On the morning of Friday 06-12-2019 we received several complaints from customers; importing data from the Platform API Datasource resulted in the message "0 products imported".
In the last couple of months, we have occasionally experienced extreme delays between the upload of data and this data being made ready for import. This behaviour was noted and made aware to us by multiple clients, as well as our internal monitoring identifying this too.
In the most extreme cases, this delay was several hours. The delay was related to fundamental issues with our infrastructure, more specifically, how we share the data between our cluster of API servers.
We looked into several solutions to solve this in order to provide a more stable solution for our clients using the Platform API.

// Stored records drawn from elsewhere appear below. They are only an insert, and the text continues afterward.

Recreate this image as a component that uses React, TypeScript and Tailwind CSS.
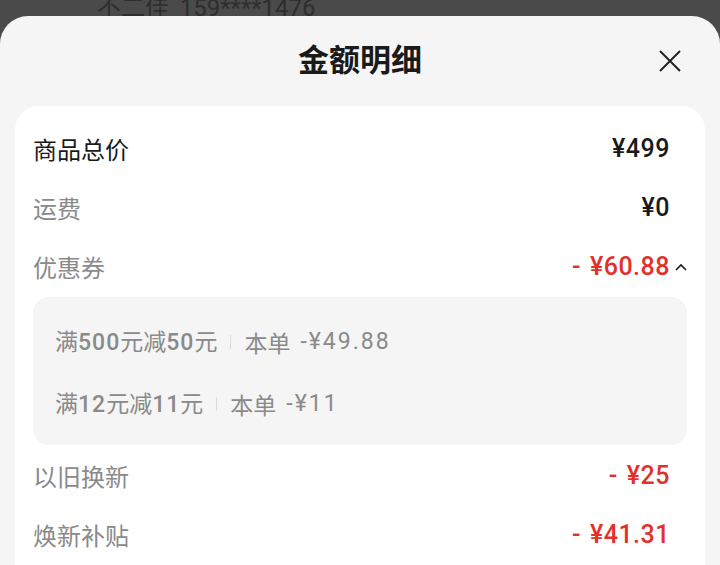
import { ReactNode } from "react";

const cjk = "font-['Noto_Sans_CJK_SC',sans-serif]";
const num = "font-['Roboto','Noto_Sans_CJK_SC',sans-serif]";

function Row({
  label,
  value,
  strong,
  minus,
  extra,
}: {
  label: string;
  value: string;
  strong?: boolean;
  minus?: boolean;
  extra?: ReactNode;
}) {
  return (
    <div className="flex h-[59px] items-center justify-between">
      <span
        className={`${cjk} text-[24px] ${strong ? "text-[#1a1a1a]" : "text-[#8a8a8a]"}`}
      >
        {label}
      </span>
      <div className="flex items-center">
        <span
          className={`${num} text-[25px] font-medium tracking-[0.5px] ${minus ? "text-[#e2302a]" : "text-[#1a1a1a]"}`}
        >
          {minus && <span className="mr-[9px]">-</span>}
          {value}
        </span>
        <span className="flex w-[17px] justify-end">{extra}</span>
      </div>
    </div>
  );
}

function CouponLine({ parts, amount }: { parts: [string, boolean][]; amount: string }) {
  return (
    <div className={`flex h-[30px] items-center text-[23px] text-[#8a8a8a] ${cjk}`}>
      <span>
        {parts.map(([t, isNum], i) => (
          <span key={i} className={isNum ? `${num} font-medium tracking-[1px]` : ""}>
            {t}
          </span>
        ))}
      </span>
      <span className="mx-[13px] h-[14px] w-px bg-[#dadada]" />
      <span>本单</span>
      <span className={`${num} ml-[10px] tracking-[2px]`}>{amount}</span>
    </div>
  );
}

export default function App() {
  return (
    <div className="flex h-[565px] w-[720px] flex-col overflow-hidden bg-[#4a4a4a]">
      <div className="h-[16px] shrink-0 overflow-hidden pl-[97px]">
        <div className={`-mt-[9px] text-[24px] leading-[30px] text-[#2e2e2e] ${cjk}`}>
          不二佳&nbsp;&nbsp;<span className={num}>159****1476</span>
        </div>
      </div>
      <div className="flex flex-1 flex-col rounded-t-[28px] bg-[#f5f5f5]">
        <div className="relative flex h-[90px] items-center justify-center pb-[6px]">
          <h1 className={`text-[31px] font-bold text-[#1a1a1a] ${cjk}`}>金额明细</h1>
          <button className="absolute right-[39px] top-[34px]">
            <svg width="22" height="22" viewBox="0 0 22 22">
              <path d="M1 1L21 21M21 1L1 21" stroke="#222" strokeWidth="2" />
            </svg>
          </button>
        </div>
        <div className="mx-[15px] flex-1 rounded-t-[24px] bg-white px-[18px] pt-[13px]">
          <Row label="商品总价" value="¥499" strong />
          <Row label="运费" value="¥0" />
          <Row
            label="优惠券"
            value="¥60.88"
            minus
            extra={
              <svg width="12" height="8" viewBox="0 0 12 8">
                <path d="M1 7L6 2L11 7" fill="none" stroke="#1a1a1a" strokeWidth="1.6" />
              </svg>
            }
          />
          <div className="mt-px flex flex-col gap-[32px] rounded-[16px] bg-[#f5f5f5] px-[22px] pb-[26px] pt-[30px]">
            <CouponLine
              parts={[
                ["满", false],
                ["500", true],
                ["元减", false],
                ["50", true],
                ["元", false],
              ]}
              amount="-¥49.88"
            />
            <CouponLine
              parts={[
                ["满", false],
                ["12", true],
                ["元减", false],
                ["11", true],
                ["元", false],
              ]}
              amount="-¥11"
            />
          </div>
          <div className="pt-px">
            <Row label="以旧换新" value="¥25" minus />
            <Row label="焕新补贴" value="¥41.31" minus />
          </div>
        </div>
      </div>
    </div>
  );
}
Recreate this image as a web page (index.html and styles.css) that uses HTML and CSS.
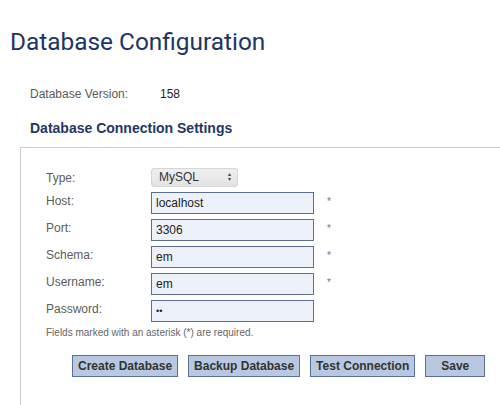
FILE: index.html
```html
<!DOCTYPE html>
<html>
<head>
<meta charset="utf-8">
<link rel="stylesheet" href="styles.css">
</head>
<body>
<h1 class="title">Database Configuration</h1>
<div class="version">
  <span class="version-label">Database Version:</span>
  <span class="version-value">158</span>
</div>
<h2 class="section-title">Database Connection Settings</h2>
<div class="panel">
  <div class="row row-type">
    <label class="label">Type:</label>
    <div class="select">MySQL<span class="arrows">▴<br>▾</span></div>
  </div>
  <div class="row">
    <label class="label">Host:</label>
    <div class="input">localhost</div>
    <span class="req">*</span>
  </div>
  <div class="row">
    <label class="label">Port:</label>
    <div class="input">3306</div>
    <span class="req">*</span>
  </div>
  <div class="row">
    <label class="label">Schema:</label>
    <div class="input">em</div>
    <span class="req">*</span>
  </div>
  <div class="row">
    <label class="label">Username:</label>
    <div class="input">em</div>
    <span class="req">*</span>
  </div>
  <div class="row">
    <label class="label">Password:</label>
    <div class="input password">••</div>
  </div>
  <p class="note">Fields marked with an asterisk (*) are required.</p>
  <div class="buttons">
    <button class="btn">Create Database</button>
    <button class="btn">Backup Database</button>
    <button class="btn">Test Connection</button>
    <button class="btn btn-save">Save</button>
  </div>
</div>
</body>
</html>
```

FILE: styles.css
```css
html, body {
  margin: 0;
  padding: 0;
  overflow: hidden;
  background: #ffffff;
}
body {
  font-family: "Liberation Sans", Arial, sans-serif;
  width: 500px;
  height: 405px;
}
.title {
  font-family: Roboto, "Liberation Sans", sans-serif;
  font-weight: 400;
  font-size: 24.4px;
  line-height: 30px;
  color: #1c3566;
  margin: 0;
  padding: 27px 0 0 10px;
}
.version {
  display: flex;
  margin: 30px 0 0 30px;
  font-size: 12px;
  line-height: 14px;
}
.version-label {
  color: #5a5a5a;
  width: 130px;
}
.version-value {
  color: #222;
}
.section-title {
  margin: 19px 0 0 30px;
  font-size: 14px;
  line-height: 16px;
  font-weight: bold;
  color: #1f3766;
}
.panel {
  margin: 11px 0 0 20px;
  border-top: 1px solid #c9cdd2;
  border-left: 1px solid #c9cdd2;
  padding: 20px 0 40px 25px;
}
.row {
  display: flex;
  align-items: flex-start;
  height: 22px;
  margin-bottom: 5px;
}
.row-type {
  height: 19px;
}
.label {
  width: 105px;
  font-size: 12px;
  line-height: 14px;
  color: #5c5c5c;
  padding-top: 2px;
}
.row-type .label {
  padding-top: 3px;
}
.select {
  position: relative;
  width: 87px;
  height: 19px;
  box-sizing: border-box;
  padding-left: 8px;
  border-radius: 4px;
  background: linear-gradient(#f0f0f0, #e2e2e2);
  box-shadow: inset 0 0 0 1px #d6d6d6;
  font-size: 12px;
  line-height: 19px;
  color: #333;
}
.arrows {
  position: absolute;
  right: 7px;
  top: 4px;
  font-size: 6px;
  line-height: 5px;
  color: #444;
}
.input {
  width: 163px;
  height: 22px;
  box-sizing: border-box;
  border: 1px solid #5b6f96;
  background: #edf1f9;
  padding-left: 4px;
  font-size: 12px;
  line-height: 20px;
  color: #222;
}
.password {
  font-size: 9px;
}
.req {
  margin-left: 13px;
  font-size: 10px;
  line-height: 20px;
  color: #777;
}
.note {
  margin: 3px 0 0 0;
  font-size: 10px;
  line-height: 12px;
  color: #666;
}
.buttons {
  display: flex;
  gap: 10px;
  margin: 16px 0 0 26px;
}
.btn {
  font-family: "Liberation Sans", Arial, sans-serif;
  font-weight: bold;
  font-size: 12px;
  color: #333;
  background: #b8c8e0;
  border: 1px solid #58709a;
  height: 22px;
  padding: 0 5px;
  margin: 0;
  border-radius: 0;
}
.btn-save {
  min-width: 60px;
}
```
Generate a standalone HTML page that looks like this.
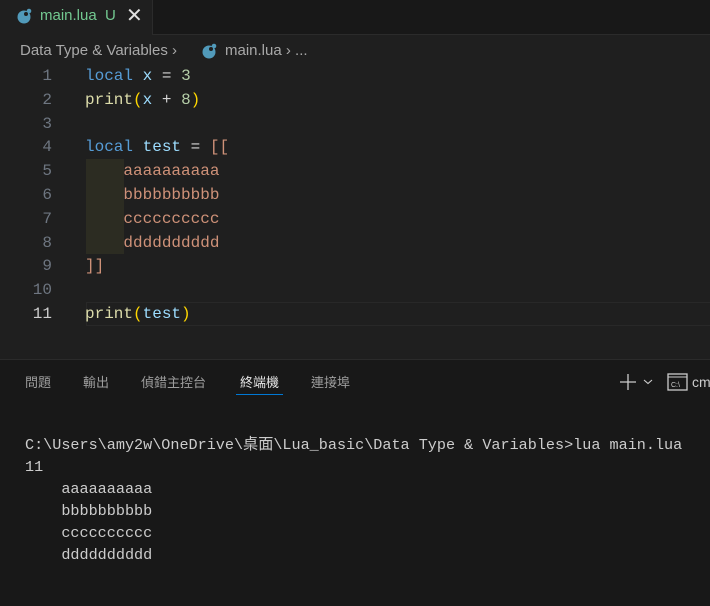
<!DOCTYPE html>
<html><head><style>
body{margin:0;width:710px;height:605px;background:#1f1f1f;overflow:hidden;position:relative;font-family:"Liberation Sans","Noto Sans CJK TC",sans-serif;}
.abs{position:absolute;}
.tabbar{left:0;top:0;width:710px;height:34px;background:#181818;border-bottom:1px solid #2b2b2b;}
.tab{left:0;top:0;width:152px;height:35px;background:#1f1f1f;border-right:1px solid #2b2b2b;}
.code{font-family:"Liberation Mono",monospace;font-size:16px;white-space:pre;}
.ln{color:#6e7681;text-align:right;width:52px;left:0;}
.k{color:#569cd6}.v{color:#9cdcfe}.n{color:#b5cea8}.f{color:#dcdcaa}.p{color:#ffd700}.s{color:#ce9178}.o{color:#d4d4d4}
.panel{left:0;top:359px;width:710px;height:246px;background:#181818;border-top:1px solid #2b2b2b;}
.pt{top:372px;font-size:13px;color:#9d9d9d;}
.term{font-family:"Liberation Mono","Noto Sans CJK TC",monospace;font-size:15.15px;color:#cccccc;white-space:pre;left:25px;line-height:22px;}
</style></head><body>
<div class="abs tabbar"></div>
<div class="abs tab"></div>
<svg class="abs" style="left:16px;top:7px" width="18" height="18"><circle cx="8" cy="10" r="6.5" fill="#519aba"/><circle cx="13" cy="4" r="2.3" fill="#519aba"/><circle cx="10" cy="7" r="2" fill="#1f1f1f"/></svg>
<div class="abs" style="left:40px;top:7px;font-size:15px;color:#73c991">main.lua&nbsp; U</div>
<div class="abs" style="left:126px;top:3px;font-size:20px;color:#e0e0e0">✕</div>
<div class="abs" style="left:20px;top:42px;font-size:15px;color:#a9a9a9">Data Type &amp; Variables ›</div>
<svg class="abs" style="left:201px;top:42px" width="18" height="18"><circle cx="8" cy="10" r="6.5" fill="#519aba"/><circle cx="13" cy="4" r="2.3" fill="#519aba"/><circle cx="10" cy="7" r="2" fill="#1f1f1f"/></svg>
<div class="abs" style="left:225px;top:42px;font-size:15px;color:#a9a9a9">main.lua › ...</div>
<div class="abs" style="left:86px;top:159px;width:38px;height:95px;background:#2c2c22;"></div>
<div class="abs" style="left:86px;top:302px;width:624px;height:22px;border:1px solid #282828;border-right:none;"></div>
<div class="abs code ln" style="top:65px;line-height:23.8px">1
2
3
4
5
6
7
8
9
10
<span style="color:#ccc">11</span></div>
<div class="abs code" style="left:85px;top:65px;line-height:23.8px"><span class="k">local</span> <span class="v">x</span> <span class="o">=</span> <span class="n">3</span>
<span class="f">print</span><span class="p">(</span><span class="v">x</span> <span class="o">+</span> <span class="n">8</span><span class="p">)</span>

<span class="k">local</span> <span class="v">test</span> <span class="o">=</span> <span class="s">[[</span>
<span class="s">    aaaaaaaaaa</span>
<span class="s">    bbbbbbbbbb</span>
<span class="s">    cccccccccc</span>
<span class="s">    dddddddddd</span>
<span class="s">]]</span>

<span class="f">print</span><span class="p">(</span><span class="v">test</span><span class="p">)</span></div>
<div class="abs panel"></div>
<div class="abs pt" style="left:25px">問題</div>
<div class="abs pt" style="left:83px">輸出</div>
<div class="abs pt" style="left:141px">偵錯主控台</div>
<div class="abs pt" style="left:240px;color:#e7e7e7">終端機</div>
<div class="abs" style="left:236px;top:394px;width:47px;height:1px;background:#0078d4"></div>
<div class="abs pt" style="left:311px">連接埠</div>
<svg class="abs" style="left:619px;top:373px" width="34" height="18"><path d="M9 1v16M1 9h16" stroke="#ccc" stroke-width="1.3"/><path d="M25 7l4 3.5 4-3.5" fill="none" stroke="#ccc" stroke-width="1.1"/></svg>
<svg class="abs" style="left:667px;top:373px" width="22" height="18"><rect x="1" y="1" width="19" height="16" fill="none" stroke="#ccc" stroke-width="1.3"/><line x1="1" y1="4" x2="20" y2="4" stroke="#ccc"/><text x="4" y="14" font-size="7" fill="#ccc" font-family="Liberation Sans">C:\</text></svg>
<div class="abs" style="left:692px;top:374px;font-size:14px;color:#ccc">cmd</div>
<div class="abs term" style="top:434px">C:\Users\amy2w\OneDrive\桌面\Lua_basic\Data Type &amp; Variables&gt;lua main.lua
11
    aaaaaaaaaa
    bbbbbbbbbb
    cccccccccc
    dddddddddd</div>
</body></html>
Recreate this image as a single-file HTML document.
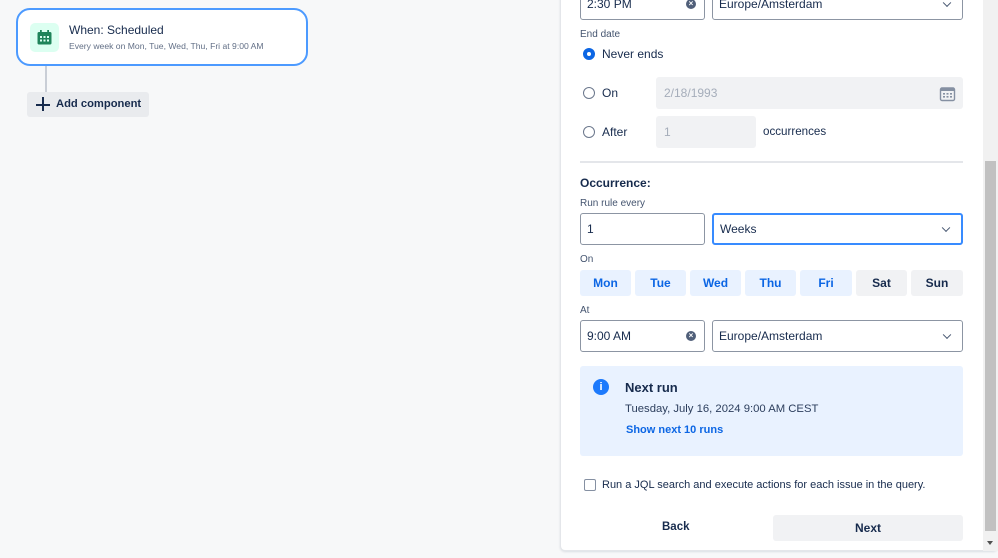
<!DOCTYPE html>
<html><head><meta charset="utf-8"><style>
*{box-sizing:border-box;margin:0;padding:0}
body{width:998px;height:558px;background:#f7f8f9;font-family:"Liberation Sans",sans-serif;color:#172b4d;position:relative;overflow:hidden}
.a{position:absolute}
.t{position:absolute;white-space:nowrap}
.inp{position:absolute;border:1.5px solid #8c95a3;border-radius:3px;background:#fff;font-size:12px;padding-left:6px;display:flex;align-items:center}
.dis{position:absolute;background:#f1f2f4;border-radius:3px;font-size:12px;color:#a5adba;padding-left:8px;display:flex;align-items:center}
.day{position:absolute;top:270px;height:26px;border-radius:3px;background:#e9f2ff;color:#0c66e4;font-size:12px;font-weight:bold;display:flex;align-items:center;justify-content:center}
.radio{position:absolute;width:12px;height:12px;border-radius:50%;border:1.5px solid #6b778c;background:#fff}
.chev{position:absolute;right:12px;top:50%;width:6px;height:6px;border-right:1.6px solid #44546f;border-bottom:1.6px solid #44546f;transform:translateY(-70%) rotate(45deg)}
.clr{position:absolute;right:8px;top:50%;margin-top:-5px;width:10px;height:10px;border-radius:50%;background:#505f79;color:#fff;font-size:8px;line-height:10px;text-align:center;font-weight:bold}
</style></head><body>
<div class="a" style="left:16px;top:8px;width:292px;height:58px;border:2px solid #4c9aff;border-radius:14px;background:#fff"></div>
<div class="a" style="left:30px;top:23px;width:29px;height:29px;border-radius:5px;background:#dcfff1"></div>
<svg class="a" style="left:36px;top:29px" width="17" height="17" viewBox="0 0 17 17"><rect x="1.5" y="3" width="14" height="12.5" rx="1.5" fill="#1f845a"/><rect x="4" y="1" width="1.8" height="3.5" fill="#1f845a"/><rect x="11.2" y="1" width="1.8" height="3.5" fill="#1f845a"/><g fill="#dcfff1"><rect x="4" y="7" width="2" height="2"/><rect x="7.5" y="7" width="2" height="2"/><rect x="11" y="7" width="2" height="2"/><rect x="4" y="10.5" width="2" height="2"/><rect x="7.5" y="10.5" width="2" height="2"/><rect x="11" y="10.5" width="2" height="2"/></g></svg>
<div class="t" style="left:69px;top:23px;font-size:12px">When: Scheduled</div>
<div class="t" style="left:69px;top:41px;font-size:8.6px;color:#626f86">Every week on Mon, Tue, Wed, Thu, Fri at 9:00 AM</div>
<div class="a" style="left:45px;top:66px;width:1.5px;height:26px;background:#c9ced6"></div>
<div class="a" style="left:27px;top:92px;width:122px;height:25px;background:#e9ebee;border-radius:3px"></div>
<div class="a" style="left:36px;top:104px;width:14px;height:1.8px;background:#172b4d"></div>
<div class="a" style="left:42px;top:97px;width:1.8px;height:14px;background:#172b4d"></div>
<div class="t" style="left:56px;top:98px;font-size:11.2px;font-weight:bold">Add component</div>

<div class="a" style="left:560px;top:-10px;width:438px;height:561px;background:#fff;border:1px solid #e4e6ea;border-radius:5px;box-shadow:0 1px 2px rgba(9,30,66,.12)"></div>
<div class="a" style="left:983px;top:0;width:15px;height:551px;background:#f1f1f1"></div>
<div class="a" style="left:985px;top:161px;width:11px;height:370px;background:#c1c1c1"></div>
<div class="a" style="left:987px;top:541px;width:0;height:0;border-left:3.5px solid transparent;border-right:3.5px solid transparent;border-top:4px solid #505050"></div>

<div class="inp" style="left:580px;top:-13px;width:125px;height:33px">2:30 PM<div class="clr">×</div></div>
<div class="inp" style="left:712px;top:-13px;width:251px;height:33px">Europe/Amsterdam<div class="chev"></div></div>
<div class="t" style="left:580px;top:29px;font-size:10px;color:#44546f">End date</div>
<div class="radio" style="left:583px;top:48px;border:4px solid #0c66e4"></div>
<div class="t" style="left:602px;top:47px;font-size:12px">Never ends</div>
<div class="radio" style="left:583px;top:87px"></div>
<div class="t" style="left:602px;top:86px;font-size:12px">On</div>
<div class="dis" style="left:656px;top:77px;width:307px;height:32px">2/18/1993</div>
<svg class="a" style="left:939px;top:85px" width="17" height="17" viewBox="0 0 17 17"><rect x="1.5" y="3" width="14" height="12.5" rx="1.5" fill="none" stroke="#8590a2" stroke-width="1.4"/><rect x="1.5" y="3" width="14" height="3" fill="#8590a2"/><g fill="#8590a2"><rect x="4" y="8" width="2" height="1.6"/><rect x="7.5" y="8" width="2" height="1.6"/><rect x="11" y="8" width="2" height="1.6"/><rect x="4" y="11" width="2" height="1.6"/><rect x="7.5" y="11" width="2" height="1.6"/><rect x="11" y="11" width="2" height="1.6"/></g></svg>
<div class="radio" style="left:583px;top:126px"></div>
<div class="t" style="left:602px;top:125px;font-size:12px">After</div>
<div class="dis" style="left:656px;top:116px;width:100px;height:32px">1</div>
<div class="t" style="left:763px;top:125px;font-size:11.6px">occurrences</div>
<div class="a" style="left:580px;top:161px;width:383px;height:2px;background:#e4e6ea"></div>
<div class="t" style="left:580px;top:176px;font-size:12px;font-weight:bold">Occurrence:</div>
<div class="t" style="left:580px;top:198px;font-size:10px;color:#44546f">Run rule every</div>
<div class="inp" style="left:580px;top:213px;width:125px;height:32px">1</div>
<div class="inp" style="left:712px;top:213px;width:251px;height:32px;border:2px solid #388bff">Weeks<div class="chev"></div></div>
<div class="t" style="left:580px;top:254px;font-size:10px;color:#44546f">On</div>
<div class="day" style="left:580px;width:51px">Mon</div>
<div class="day" style="left:635px;width:51px">Tue</div>
<div class="day" style="left:690px;width:51px">Wed</div>
<div class="day" style="left:745px;width:51px">Thu</div>
<div class="day" style="left:800px;width:52px">Fri</div>
<div class="day" style="left:856px;width:51px;background:#f1f2f4;color:#172b4d">Sat</div>
<div class="day" style="left:911px;width:52px;background:#f1f2f4;color:#172b4d">Sun</div>
<div class="t" style="left:580px;top:305px;font-size:10px;color:#44546f">At</div>
<div class="inp" style="left:580px;top:320px;width:125px;height:32px">9:00 AM<div class="clr">×</div></div>
<div class="inp" style="left:712px;top:320px;width:251px;height:32px">Europe/Amsterdam<div class="chev"></div></div>
<div class="a" style="left:580px;top:366px;width:383px;height:90px;background:#e9f2ff;border-radius:3px"></div>
<div class="a" style="left:593px;top:379px;width:16px;height:16px;border-radius:50%;background:#1d7afc;color:#fff;font-size:11px;font-weight:bold;text-align:center;line-height:16px">i</div>
<div class="t" style="left:625px;top:380px;font-size:13px;font-weight:bold">Next run</div>
<div class="t" style="left:625px;top:403px;font-size:11.3px;color:#2c3e5d">Tuesday, July 16, 2024 9:00 AM CEST</div>
<div class="t" style="left:626px;top:424px;font-size:11px;font-weight:bold;color:#0c66e4">Show next 10 runs</div>
<div class="a" style="left:584px;top:479px;width:12px;height:12px;border:1.5px solid #8590a2;border-radius:2px"></div>
<div class="t" style="left:602px;top:479px;font-size:11px">Run a JQL search and execute actions for each issue in the query.</div>
<div class="t" style="left:662px;top:521px;font-size:11.5px;font-weight:bold">Back</div>
<div class="a" style="left:773px;top:515px;width:190px;height:26px;background:#f1f2f4;border-radius:3px;font-size:12px;font-weight:bold;display:flex;align-items:center;justify-content:center">Next</div>
</body></html>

As a result, we wanted to implement specifically three major changes. Our first change was related to the amount of IO operations we were doing on our shared filesystem, and this was deployed on Monday 02-12-2019. The second change introduced some changes in our directory structure, which increased lookup times on the shared file system. This was deployed on Thursday 05-12-2019 and was also the root cause for the problems we experienced on Friday 06-12-2019.
The third change will occur in the coming weeks.
The deployment for the second change was finished around 17:00 CET on 05-12-2019 and we did a verification on our import server to ensure our logic was working as expected and the data to be imported was received in the correct order. This caused the original issue, that importing data from the Platform API failed with the notification; "0 Products imported". After some investigation, we realized that during the deployment we had an unexpected error and did not verify that the data was readable by our import scripts. It turned out that the API data was available on the import server, but the import script could not find the data.
Once we realized this, we stopped copying data from our API servers to our import server, to prevent the data from ending up in the wrong location. We immediately tackled this issue, writing scripts to fix the aforementioned problem. As it is our desire to provide as much safety as possible when moving our clients' data around, we decided to move the data in multiple steps. We could have done it in a single step which would have been faster, but if this failed, it would have been even more challenging to restore the original client data. We preferred therefore a safe and solid solution, over a quick one.
The process to restore the data to the correct location therefore took a longer time. At around 17:00 on Friday 06-12-2019 (the day the issue was reported) we resumed normal operations again, by enabling the copy from our API server to our import server and resuming the import for most of our clients. A few clients were excluded from these normal operations, as the level of data consumption through our API was so large, that the processes took much longer and we had to individually repair their data.
At 20:00 CET we updated our status on the status page. Initially, we needed to keep an eye on the whole situation to ensure that the amount of data that was going through would not lead to problems when importing.
After this and up until today, we kept an eye on the situation and all data has been copied correctly and successfully. In addition to that, the second fix for our delayed import issues was a success and so far we haven't had any abnormal delays. In order to provide more confidence, we'll monitor the queues which copy data between our API servers and import servers for a week. Next week we'll introduce our third and final fix.
What did we do to prevent such an issue happening again?
We've changed our QA processes; we've added additional steps after QA'ing the changed API functionality to also check the whole process from import to upload. This should guarantee that we even catch the errors which are not directly visible in just the API itself.